## start Stored data

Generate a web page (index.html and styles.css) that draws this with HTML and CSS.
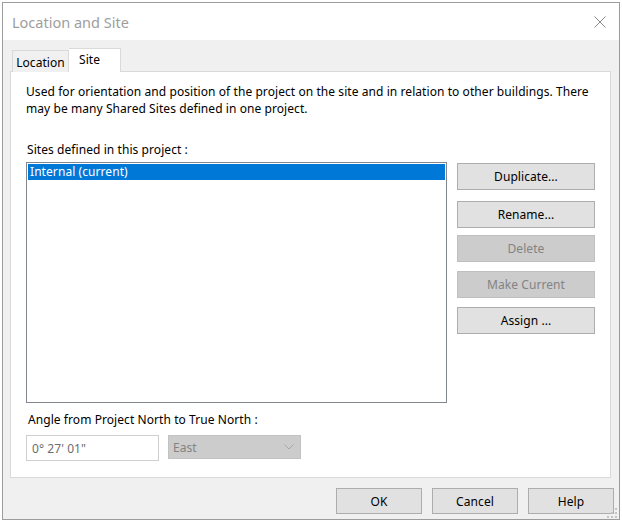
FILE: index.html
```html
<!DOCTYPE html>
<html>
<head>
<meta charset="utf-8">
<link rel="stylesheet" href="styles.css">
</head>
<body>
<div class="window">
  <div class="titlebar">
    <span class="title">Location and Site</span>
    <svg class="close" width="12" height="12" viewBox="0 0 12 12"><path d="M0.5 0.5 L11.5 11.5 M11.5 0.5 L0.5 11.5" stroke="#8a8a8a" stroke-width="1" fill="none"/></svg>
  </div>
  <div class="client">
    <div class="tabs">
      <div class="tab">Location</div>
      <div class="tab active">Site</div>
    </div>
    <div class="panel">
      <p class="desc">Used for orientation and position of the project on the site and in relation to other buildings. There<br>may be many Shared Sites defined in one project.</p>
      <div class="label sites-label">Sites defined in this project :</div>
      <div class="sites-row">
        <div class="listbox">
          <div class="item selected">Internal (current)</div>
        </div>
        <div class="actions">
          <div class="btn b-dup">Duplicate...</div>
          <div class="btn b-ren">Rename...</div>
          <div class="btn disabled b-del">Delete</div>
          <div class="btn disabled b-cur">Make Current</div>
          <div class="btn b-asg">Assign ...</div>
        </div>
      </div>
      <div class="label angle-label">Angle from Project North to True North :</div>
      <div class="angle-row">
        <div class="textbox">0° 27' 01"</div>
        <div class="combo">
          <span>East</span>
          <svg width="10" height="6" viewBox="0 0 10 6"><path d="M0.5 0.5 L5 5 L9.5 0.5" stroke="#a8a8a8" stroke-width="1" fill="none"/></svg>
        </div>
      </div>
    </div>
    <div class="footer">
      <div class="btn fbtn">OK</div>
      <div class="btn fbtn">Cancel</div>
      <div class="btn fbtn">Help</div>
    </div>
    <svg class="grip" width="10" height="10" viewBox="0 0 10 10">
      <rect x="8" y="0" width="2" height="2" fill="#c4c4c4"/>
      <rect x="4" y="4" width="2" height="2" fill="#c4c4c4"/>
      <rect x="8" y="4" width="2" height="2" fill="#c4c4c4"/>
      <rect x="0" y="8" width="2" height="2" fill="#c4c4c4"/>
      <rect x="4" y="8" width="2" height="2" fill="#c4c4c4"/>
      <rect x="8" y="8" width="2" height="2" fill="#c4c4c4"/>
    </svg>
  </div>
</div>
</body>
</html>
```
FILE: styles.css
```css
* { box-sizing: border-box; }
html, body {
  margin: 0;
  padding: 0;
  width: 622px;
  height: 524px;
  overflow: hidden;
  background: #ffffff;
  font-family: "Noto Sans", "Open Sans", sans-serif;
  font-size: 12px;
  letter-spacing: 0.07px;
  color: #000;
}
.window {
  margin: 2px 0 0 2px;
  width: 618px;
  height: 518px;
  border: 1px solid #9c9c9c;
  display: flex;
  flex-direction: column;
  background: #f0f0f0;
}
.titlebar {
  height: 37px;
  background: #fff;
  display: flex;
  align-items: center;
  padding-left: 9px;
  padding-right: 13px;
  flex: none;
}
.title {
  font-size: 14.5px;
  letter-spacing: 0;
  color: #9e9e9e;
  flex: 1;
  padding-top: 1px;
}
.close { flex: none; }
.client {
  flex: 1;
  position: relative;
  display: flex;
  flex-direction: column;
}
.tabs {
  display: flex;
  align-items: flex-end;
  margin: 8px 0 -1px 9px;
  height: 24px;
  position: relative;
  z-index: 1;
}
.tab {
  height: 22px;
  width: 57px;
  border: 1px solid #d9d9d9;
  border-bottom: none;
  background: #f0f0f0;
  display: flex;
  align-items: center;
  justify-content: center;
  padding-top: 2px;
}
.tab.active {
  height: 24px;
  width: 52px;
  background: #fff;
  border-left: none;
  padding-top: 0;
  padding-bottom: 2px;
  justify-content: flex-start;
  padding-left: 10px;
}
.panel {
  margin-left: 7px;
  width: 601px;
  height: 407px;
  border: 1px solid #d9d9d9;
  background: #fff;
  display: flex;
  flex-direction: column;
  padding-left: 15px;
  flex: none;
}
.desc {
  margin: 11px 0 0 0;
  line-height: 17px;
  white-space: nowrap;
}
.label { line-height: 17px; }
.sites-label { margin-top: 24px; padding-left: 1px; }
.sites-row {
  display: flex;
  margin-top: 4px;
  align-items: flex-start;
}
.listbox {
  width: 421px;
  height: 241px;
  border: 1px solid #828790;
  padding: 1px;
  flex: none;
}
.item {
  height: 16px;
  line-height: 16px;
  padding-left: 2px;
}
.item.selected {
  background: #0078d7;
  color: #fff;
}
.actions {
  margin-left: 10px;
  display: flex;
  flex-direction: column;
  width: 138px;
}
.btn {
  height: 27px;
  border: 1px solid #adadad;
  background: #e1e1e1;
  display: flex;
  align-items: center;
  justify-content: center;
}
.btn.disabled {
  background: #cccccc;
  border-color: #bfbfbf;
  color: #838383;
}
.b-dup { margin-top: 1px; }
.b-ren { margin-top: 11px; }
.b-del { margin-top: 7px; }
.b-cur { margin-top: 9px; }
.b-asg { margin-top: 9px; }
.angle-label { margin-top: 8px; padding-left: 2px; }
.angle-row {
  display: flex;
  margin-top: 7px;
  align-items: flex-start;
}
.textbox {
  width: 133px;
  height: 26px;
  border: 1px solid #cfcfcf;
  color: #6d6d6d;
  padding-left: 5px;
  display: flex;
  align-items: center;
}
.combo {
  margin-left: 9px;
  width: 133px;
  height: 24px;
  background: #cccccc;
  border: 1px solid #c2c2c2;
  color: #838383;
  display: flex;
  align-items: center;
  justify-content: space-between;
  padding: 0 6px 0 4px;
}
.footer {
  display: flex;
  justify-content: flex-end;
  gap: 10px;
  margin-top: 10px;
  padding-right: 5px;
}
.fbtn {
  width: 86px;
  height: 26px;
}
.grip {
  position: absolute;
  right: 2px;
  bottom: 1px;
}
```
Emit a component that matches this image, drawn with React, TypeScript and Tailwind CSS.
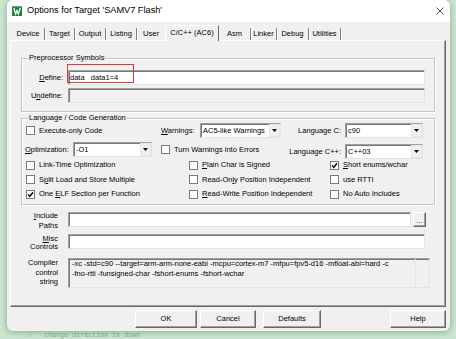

## end Stored data
## start Stored data

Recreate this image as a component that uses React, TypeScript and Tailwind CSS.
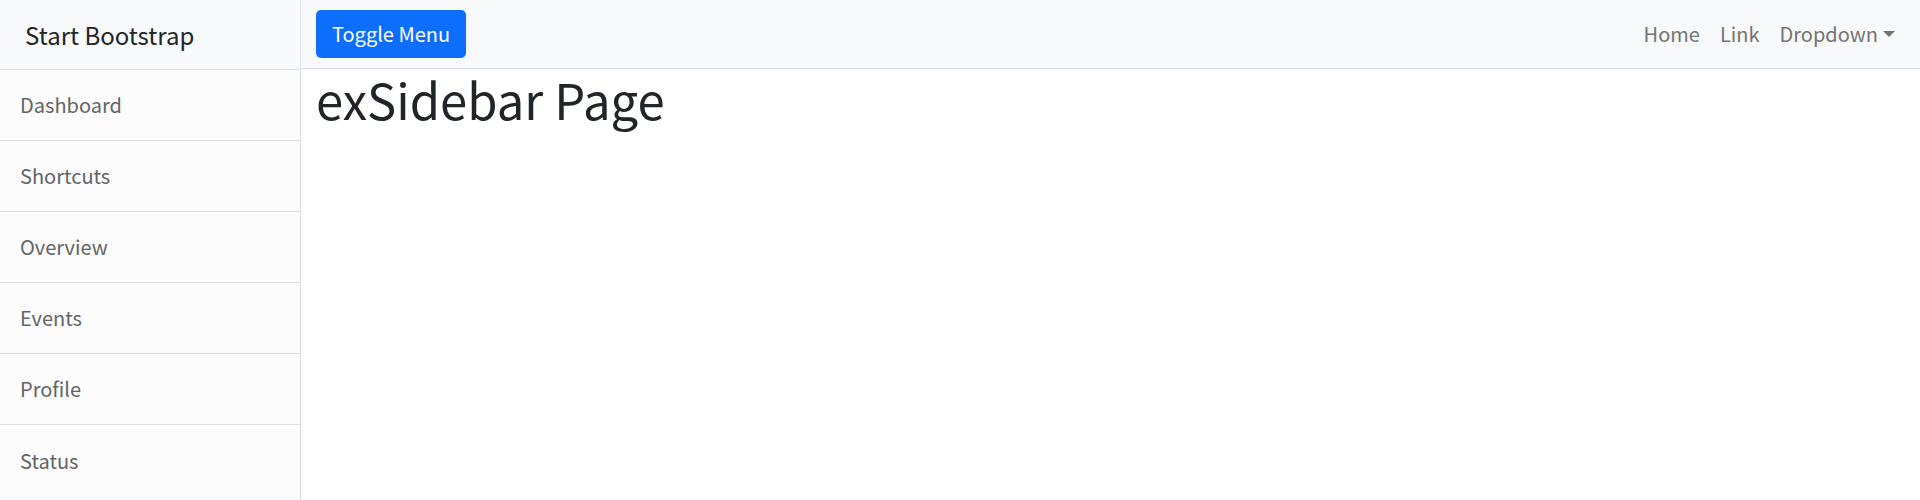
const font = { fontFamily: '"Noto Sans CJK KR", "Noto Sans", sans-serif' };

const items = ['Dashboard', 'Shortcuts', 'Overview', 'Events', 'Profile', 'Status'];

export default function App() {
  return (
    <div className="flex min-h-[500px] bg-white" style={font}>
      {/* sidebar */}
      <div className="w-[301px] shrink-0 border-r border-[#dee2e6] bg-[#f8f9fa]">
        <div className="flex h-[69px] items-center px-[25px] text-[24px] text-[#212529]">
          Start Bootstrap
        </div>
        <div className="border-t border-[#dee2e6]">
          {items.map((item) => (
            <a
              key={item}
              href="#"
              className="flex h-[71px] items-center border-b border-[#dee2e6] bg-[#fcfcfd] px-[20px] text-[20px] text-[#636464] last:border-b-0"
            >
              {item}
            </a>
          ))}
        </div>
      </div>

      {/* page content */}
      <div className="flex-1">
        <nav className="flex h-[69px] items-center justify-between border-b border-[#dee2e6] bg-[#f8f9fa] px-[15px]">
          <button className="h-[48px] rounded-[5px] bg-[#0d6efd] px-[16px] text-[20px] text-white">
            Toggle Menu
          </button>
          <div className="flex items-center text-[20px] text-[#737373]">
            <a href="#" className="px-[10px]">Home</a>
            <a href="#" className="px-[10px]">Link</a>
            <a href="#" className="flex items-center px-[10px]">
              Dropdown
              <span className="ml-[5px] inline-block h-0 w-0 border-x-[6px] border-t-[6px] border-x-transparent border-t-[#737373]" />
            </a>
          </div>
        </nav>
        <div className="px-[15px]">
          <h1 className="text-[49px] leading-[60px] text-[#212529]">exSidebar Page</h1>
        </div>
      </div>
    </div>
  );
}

## end Stored data
## start Stored data

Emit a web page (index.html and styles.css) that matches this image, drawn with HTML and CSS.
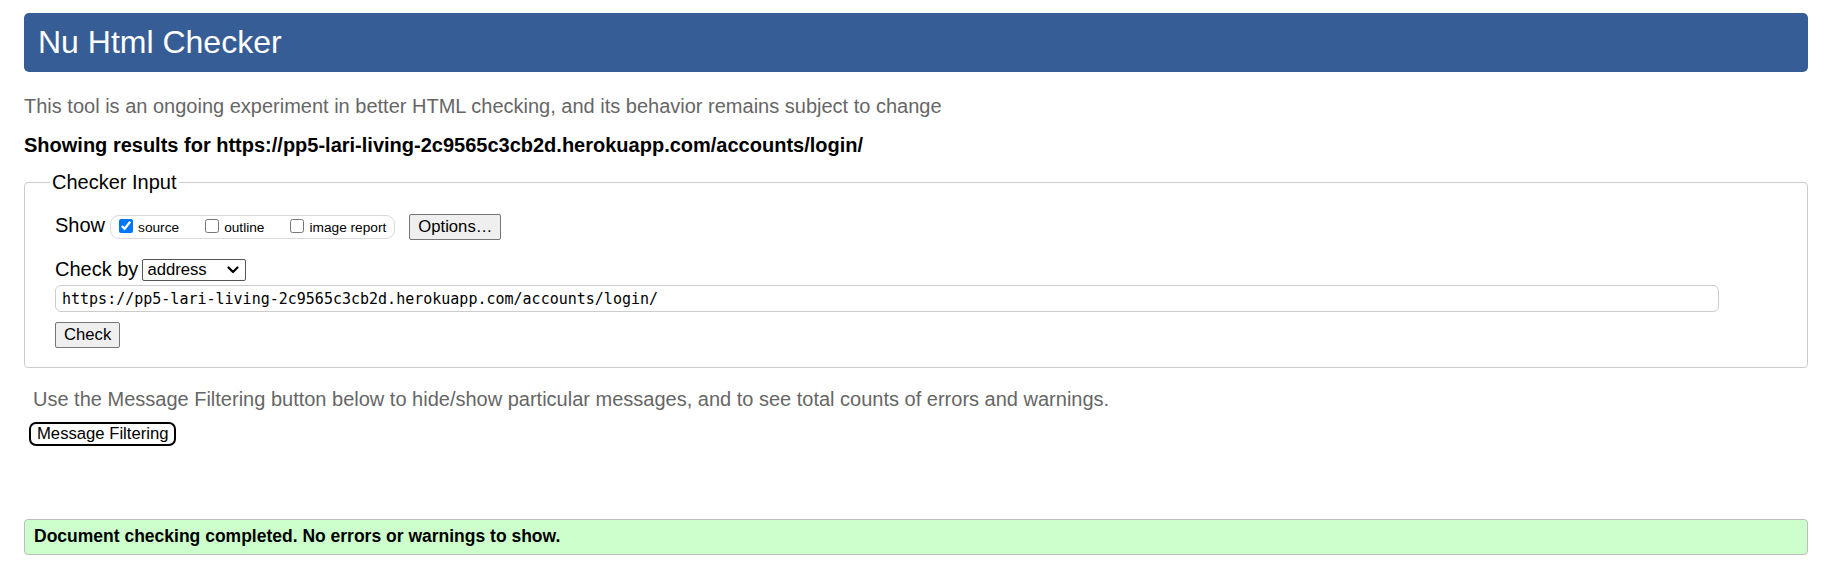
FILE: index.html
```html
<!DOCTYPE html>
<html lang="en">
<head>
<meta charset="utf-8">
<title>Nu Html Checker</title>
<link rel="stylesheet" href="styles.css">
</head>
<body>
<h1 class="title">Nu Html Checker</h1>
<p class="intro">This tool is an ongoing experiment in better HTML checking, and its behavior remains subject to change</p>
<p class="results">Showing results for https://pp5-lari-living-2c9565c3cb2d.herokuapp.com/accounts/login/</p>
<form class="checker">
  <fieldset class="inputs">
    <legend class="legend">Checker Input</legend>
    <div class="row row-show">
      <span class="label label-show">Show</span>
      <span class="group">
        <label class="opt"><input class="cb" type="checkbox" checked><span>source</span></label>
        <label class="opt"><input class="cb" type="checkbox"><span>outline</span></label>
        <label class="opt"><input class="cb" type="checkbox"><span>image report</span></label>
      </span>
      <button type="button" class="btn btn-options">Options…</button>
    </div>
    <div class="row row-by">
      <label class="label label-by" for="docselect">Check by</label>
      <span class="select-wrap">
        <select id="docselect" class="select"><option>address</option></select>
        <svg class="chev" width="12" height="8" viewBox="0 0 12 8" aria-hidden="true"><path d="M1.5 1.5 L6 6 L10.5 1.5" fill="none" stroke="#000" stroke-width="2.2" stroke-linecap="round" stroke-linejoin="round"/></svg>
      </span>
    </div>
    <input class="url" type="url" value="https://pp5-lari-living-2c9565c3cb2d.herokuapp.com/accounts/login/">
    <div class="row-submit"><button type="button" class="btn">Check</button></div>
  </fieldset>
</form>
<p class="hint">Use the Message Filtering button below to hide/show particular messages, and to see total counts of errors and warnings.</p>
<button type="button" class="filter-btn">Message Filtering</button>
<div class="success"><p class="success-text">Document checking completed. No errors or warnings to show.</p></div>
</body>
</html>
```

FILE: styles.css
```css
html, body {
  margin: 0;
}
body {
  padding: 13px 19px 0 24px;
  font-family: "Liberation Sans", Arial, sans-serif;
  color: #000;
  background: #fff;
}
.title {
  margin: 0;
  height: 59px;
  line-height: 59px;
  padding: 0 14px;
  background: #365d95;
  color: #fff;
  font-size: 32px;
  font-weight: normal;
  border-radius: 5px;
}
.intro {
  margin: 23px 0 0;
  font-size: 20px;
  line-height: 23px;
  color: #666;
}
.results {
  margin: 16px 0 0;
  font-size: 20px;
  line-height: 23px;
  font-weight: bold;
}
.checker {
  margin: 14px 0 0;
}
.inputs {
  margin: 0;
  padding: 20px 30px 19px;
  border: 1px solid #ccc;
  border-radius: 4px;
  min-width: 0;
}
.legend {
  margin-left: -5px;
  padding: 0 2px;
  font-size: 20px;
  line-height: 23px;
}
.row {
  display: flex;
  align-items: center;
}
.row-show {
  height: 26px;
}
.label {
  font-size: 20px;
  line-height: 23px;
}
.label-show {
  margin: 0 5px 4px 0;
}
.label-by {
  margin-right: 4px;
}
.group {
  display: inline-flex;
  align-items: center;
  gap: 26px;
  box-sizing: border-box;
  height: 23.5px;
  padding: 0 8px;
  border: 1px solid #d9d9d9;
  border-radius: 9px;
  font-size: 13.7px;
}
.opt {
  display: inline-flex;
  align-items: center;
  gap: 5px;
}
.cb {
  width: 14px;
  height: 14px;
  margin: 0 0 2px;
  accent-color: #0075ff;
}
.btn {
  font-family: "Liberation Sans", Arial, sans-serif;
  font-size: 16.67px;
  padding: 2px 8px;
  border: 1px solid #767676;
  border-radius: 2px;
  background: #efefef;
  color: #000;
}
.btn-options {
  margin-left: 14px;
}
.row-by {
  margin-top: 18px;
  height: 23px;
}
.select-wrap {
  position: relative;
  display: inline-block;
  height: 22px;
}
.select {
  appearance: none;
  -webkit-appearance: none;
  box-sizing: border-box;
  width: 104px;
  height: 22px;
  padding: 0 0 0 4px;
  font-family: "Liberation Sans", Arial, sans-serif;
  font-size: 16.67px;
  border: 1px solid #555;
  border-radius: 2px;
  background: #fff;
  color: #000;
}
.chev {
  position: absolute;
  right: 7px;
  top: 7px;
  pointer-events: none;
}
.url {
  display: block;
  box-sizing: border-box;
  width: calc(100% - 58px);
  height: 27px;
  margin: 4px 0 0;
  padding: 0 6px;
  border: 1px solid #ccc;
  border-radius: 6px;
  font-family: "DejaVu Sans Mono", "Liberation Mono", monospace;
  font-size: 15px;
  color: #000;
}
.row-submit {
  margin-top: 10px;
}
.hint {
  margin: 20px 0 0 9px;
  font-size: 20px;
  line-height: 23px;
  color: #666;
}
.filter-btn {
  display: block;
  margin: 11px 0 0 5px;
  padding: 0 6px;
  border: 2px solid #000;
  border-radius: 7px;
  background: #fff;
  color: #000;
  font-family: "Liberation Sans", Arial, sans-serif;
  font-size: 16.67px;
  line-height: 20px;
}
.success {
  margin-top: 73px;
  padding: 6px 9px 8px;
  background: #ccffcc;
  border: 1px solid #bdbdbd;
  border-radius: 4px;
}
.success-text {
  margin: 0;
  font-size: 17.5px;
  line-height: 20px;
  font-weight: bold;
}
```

## end Stored data

◆ Task directions ◆
Locate the lines above that hold the word "index". Show every one of them.

◆ Response ◆
Generate a web page (index.html and styles.css) that draws this with HTML and CSS.
FILE: index.html
  z-index: 1;
Emit a web page (index.html and styles.css) that matches this image, drawn with HTML and CSS.
FILE: index.html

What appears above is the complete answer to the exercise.